WHAT IS BEING ASKED
Scan the data. Collect each line that contains the word "this".

*** EXCERPTED RECORDS ***

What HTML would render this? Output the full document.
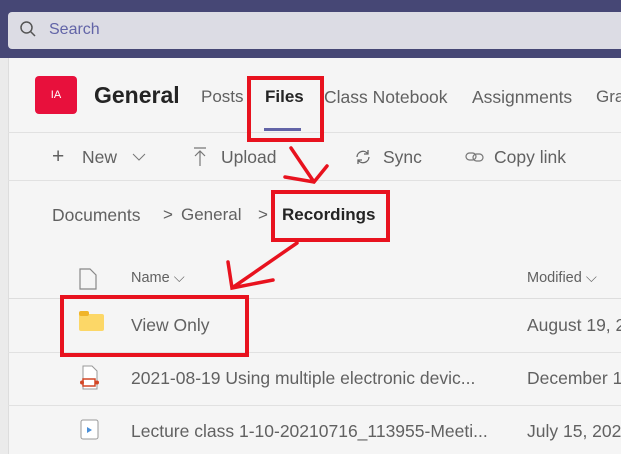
<!DOCTYPE html><html><head><style>
body{margin:0;width:621px;height:454px;overflow:hidden;background:#f5f5f5;font-family:"Liberation Sans",sans-serif;position:relative;color:#424242}
.a{position:absolute;white-space:nowrap}
.top{position:absolute;left:0;top:0;width:621px;height:58px;background:#464775}
.search{position:absolute;left:8px;top:12px;width:620px;height:37px;background:#dcdce4;border-radius:4px}
.line{position:absolute;height:1px;background:#e1e1e1}
.red{position:absolute;border:4px solid #e8121e;box-sizing:border-box}
.g{color:#616161}
</style></head><body>
<div class="top"></div>
<div class="search"></div>
<svg class="a" style="left:19px;top:20px" width="18" height="18"><circle cx="7.5" cy="7.5" r="5.5" fill="none" stroke="#555" stroke-width="1.5"/><line x1="11.5" y1="11.5" x2="16" y2="16" stroke="#555" stroke-width="1.5"/></svg>
<div class="a" style="left:49px;top:21px;font-size:16px;color:#6264a7">Search</div>
<div class="a" style="left:0;top:58px;width:8px;height:396px;background:#ebebeb;border-right:1px solid #ddd"></div>
<div class="a" style="left:35px;top:76px;width:42px;height:38px;background:#e8103c;border-radius:4px;color:#fff;font-size:11px;line-height:38px;text-align:center">IA</div>
<div class="a" style="left:94px;top:82px;font-size:23px;font-weight:bold;color:#242424">General</div>
<div class="a g" style="left:201px;top:87px;font-size:17px">Posts</div>
<div class="a" style="left:265px;top:87px;font-size:17px;font-weight:bold;color:#242424">Files</div>
<div class="a" style="left:264px;top:128px;width:37px;height:3px;background:#6264a7"></div>
<div class="a g" style="left:324px;top:87px;font-size:17.5px">Class Notebook</div>
<div class="a g" style="left:472px;top:87px;font-size:17.5px">Assignments</div>
<div class="a g" style="left:596px;top:87px;font-size:17px">Gra</div>
<div class="line" style="left:8px;top:132px;width:613px"></div>
<div class="a g" style="left:52px;top:145px;font-size:21px;font-weight:300">+</div>
<div class="a g" style="left:82px;top:147px;font-size:17.5px">New</div>
<svg class="a" style="left:132px;top:152px" width="14" height="10"><path d="M1 2l6 6 6-6" fill="none" stroke="#777"/></svg>
<svg class="a" style="left:193px;top:147px" width="14" height="20"><path d="M1 1h12M7 4v15M2 9l5-5 5 5" fill="none" stroke="#777" stroke-width="1.2"/></svg>
<div class="a g" style="left:221px;top:147px;font-size:17.5px">Upload</div>
<svg class="a" style="left:354px;top:148px" width="18" height="18"><path d="M3 9a6 6 0 0 1 11-3M15 9a6 6 0 0 1-11 3M14 2v4h-4M4 16v-4h4" fill="none" stroke="#666" stroke-width="1.3"/></svg>
<div class="a g" style="left:383px;top:147px;font-size:17.5px">Sync</div>
<svg class="a" style="left:465px;top:150px" width="20" height="14"><rect x="1" y="3" width="10" height="7" rx="3.5" fill="none" stroke="#777" stroke-width="1.2"/><rect x="8" y="4" width="10" height="7" rx="3.5" fill="none" stroke="#777" stroke-width="1.2"/></svg>
<div class="a g" style="left:494px;top:147px;font-size:17.5px">Copy link</div>
<div class="line" style="left:8px;top:180px;width:613px"></div>
<div class="a g" style="left:52px;top:205px;font-size:17.5px">Documents</div>
<div class="a g" style="left:163px;top:205px;font-size:17px">&gt;</div>
<div class="a g" style="left:181px;top:205px;font-size:17px">General</div>
<div class="a g" style="left:258px;top:205px;font-size:17px">&gt;</div>
<div class="a" style="left:282px;top:205px;font-size:17px;font-weight:bold;color:#242424">Recordings</div>
<svg class="a" style="left:78px;top:268px" width="20" height="22"><path d="M2 1h10l6 6v14H2z" fill="none" stroke="#888" stroke-width="1.2"/></svg>
<div class="a g" style="left:131px;top:270px;font-size:14.5px">Name ⌵</div>
<div class="a g" style="left:527px;top:270px;font-size:14.5px">Modified ⌵</div>
<div class="line" style="left:8px;top:298px;width:613px;background:#ddd"></div>
<div class="a" style="left:79px;top:314px;width:25px;height:17px;background:#fcd767;border-radius:2px"></div>
<div class="a" style="left:79px;top:311px;width:10px;height:5px;background:#f0b429;border-radius:2px"></div>
<div class="a g" style="left:131px;top:315px;font-size:17.5px">View Only</div>
<div class="a g" style="left:527px;top:315px;font-size:17.5px">August 19, 2</div>
<div class="line" style="left:8px;top:352px;width:613px"></div>
<svg class="a" style="left:78px;top:365px" width="24" height="26"><path d="M5 1h9l5 5v18H5z" fill="#fff" stroke="#999"/><rect x="5" y="14" width="12" height="7" fill="#fff" stroke="#d24726" stroke-width="1.5"/><circle cx="4" cy="17.5" r="2" fill="#d24726"/><circle cx="19" cy="17.5" r="2" fill="#d24726"/></svg>
<div class="a g" style="left:131px;top:368px;font-size:17.5px">2021-08-19 Using multiple electronic devic...</div>
<div class="a g" style="left:527px;top:368px;font-size:17.5px">December 1</div>
<div class="line" style="left:8px;top:405px;width:613px"></div>
<svg class="a" style="left:79px;top:418px" width="22" height="24"><rect x="2" y="2" width="17" height="19" rx="2" fill="#fff" stroke="#999"/><path d="M8 9l5 3-5 3z" fill="#4a8fd8"/></svg>
<div class="a g" style="left:131px;top:421px;font-size:17.5px">Lecture class 1-10-20210716_113955-Meeti...</div>
<div class="a g" style="left:527px;top:421px;font-size:17.5px">July 15, 202</div>
<div class="red" style="left:247px;top:76px;width:77px;height:66px"></div>
<div class="red" style="left:271px;top:190px;width:119px;height:52px"></div>
<div class="red" style="left:60px;top:295px;width:189px;height:62px"></div>
<svg class="a" style="left:0;top:0" width="621" height="454"><g fill="none" stroke="#e8121e" stroke-width="3.5" stroke-linecap="round"><path d="M291 148L314 182M285 177L314 182L327 166M297 243L232 288M228 262L232 288L273 280"/></g></svg>
</body></html>
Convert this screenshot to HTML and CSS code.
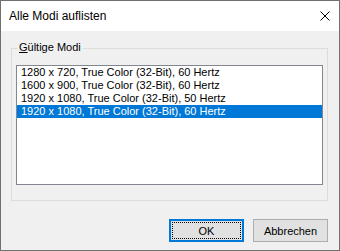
FILE: index.html
```html
<!DOCTYPE html>
<html lang="de">
<head>
<meta charset="utf-8">
<title>Alle Modi auflisten</title>
<link rel="stylesheet" href="styles.css">
</head>
<body>
<div class="window">
  <div class="titlebar">
    <span class="title">Alle Modi auflisten</span>
    <svg class="close" width="10" height="10" viewBox="0 0 10 10" aria-label="Schließen"><path d="M0.5 0.5 L9.5 9.5 M9.5 0.5 L0.5 9.5" stroke="#000" stroke-width="1" fill="none"/></svg>
  </div>
  <div class="client">
    <div class="group">
      <span class="group-label"><u>G</u>ültige Modi</span>
      <ul class="listbox">
        <li class="item">1280 x 720, True Color (32-Bit), 60 Hertz</li>
        <li class="item">1600 x 900, True Color (32-Bit), 60 Hertz</li>
        <li class="item">1920 x 1080, True Color (32-Bit), 50 Hertz</li>
        <li class="item selected">1920 x 1080, True Color (32-Bit), 60 Hertz</li>
      </ul>
    </div>
    <div class="buttons">
      <button class="btn btn-default"><span class="focus">OK</span></button>
      <button class="btn">Abbrechen</button>
    </div>
  </div>
</div>
</body>
</html>
```

FILE: styles.css
```css
html, body {
  margin: 0;
  padding: 0;
  background: #f0f0f0;
}

.window {
  box-sizing: border-box;
  width: 340px;
  height: 251px;
  border: 1px solid #707070;
  display: flex;
  flex-direction: column;
  font-family: "Liberation Sans", Arial, sans-serif;
  color: #000;
}

.titlebar {
  height: 30px;
  background: #fff;
  display: flex;
  align-items: center;
  justify-content: space-between;
  padding: 0 9px 0 8px;
  flex: none;
}

.title {
  font-size: 12px;
}

.close {
  display: block;
}

.client {
  flex: 1;
  background: #f0f0f0;
  display: flex;
  flex-direction: column;
  padding: 17px 11px 0 10px;
}

.group {
  position: relative;
  box-sizing: border-box;
  height: 153px;
  border: 1px solid #dcdcdc;
  padding: 16px 4px 0 4px;
}

.group-label {
  position: absolute;
  top: -8px;
  left: 5px;
  padding: 0 2px;
  background: #f0f0f0;
  font-size: 11px;
  line-height: 13px;
}

.group-label u {
  text-decoration-thickness: 1px;
  text-underline-offset: 1px;
}

.listbox {
  box-sizing: border-box;
  height: 120px;
  margin: 0;
  padding: 0;
  list-style: none;
  background: #fff;
  border: 1px solid #828790;
}

.item {
  height: 13px;
  line-height: 13px;
  font-size: 11px;
  padding-left: 4px;
  white-space: nowrap;
}

.item.selected {
  background: #0078d7;
  color: #fff;
}

.buttons {
  display: flex;
  justify-content: flex-end;
  gap: 9px;
  margin-top: 18px;
}

.btn {
  box-sizing: border-box;
  width: 75px;
  height: 23px;
  margin: 0;
  padding: 0;
  border: 1px solid #adadad;
  background: #e1e1e1;
  font-family: "Liberation Sans", Arial, sans-serif;
  font-size: 11px;
  color: #000;
  display: flex;
  align-items: center;
  justify-content: center;
}

.btn-default {
  border: 2px solid #0078d7;
  padding: 1px;
}

.btn-default .focus {
  box-sizing: border-box;
  width: 100%;
  height: 100%;
  border: 1px dotted #000;
  display: flex;
  align-items: center;
  justify-content: center;
}
```
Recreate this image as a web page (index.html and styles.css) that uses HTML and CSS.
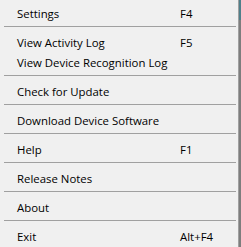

***

SOLVED PROBLEM
What HTML would render this? Output the full document.
Convert this screenshot to HTML and CSS code.
Recreate this image as a web page (index.html and styles.css) that uses HTML and CSS.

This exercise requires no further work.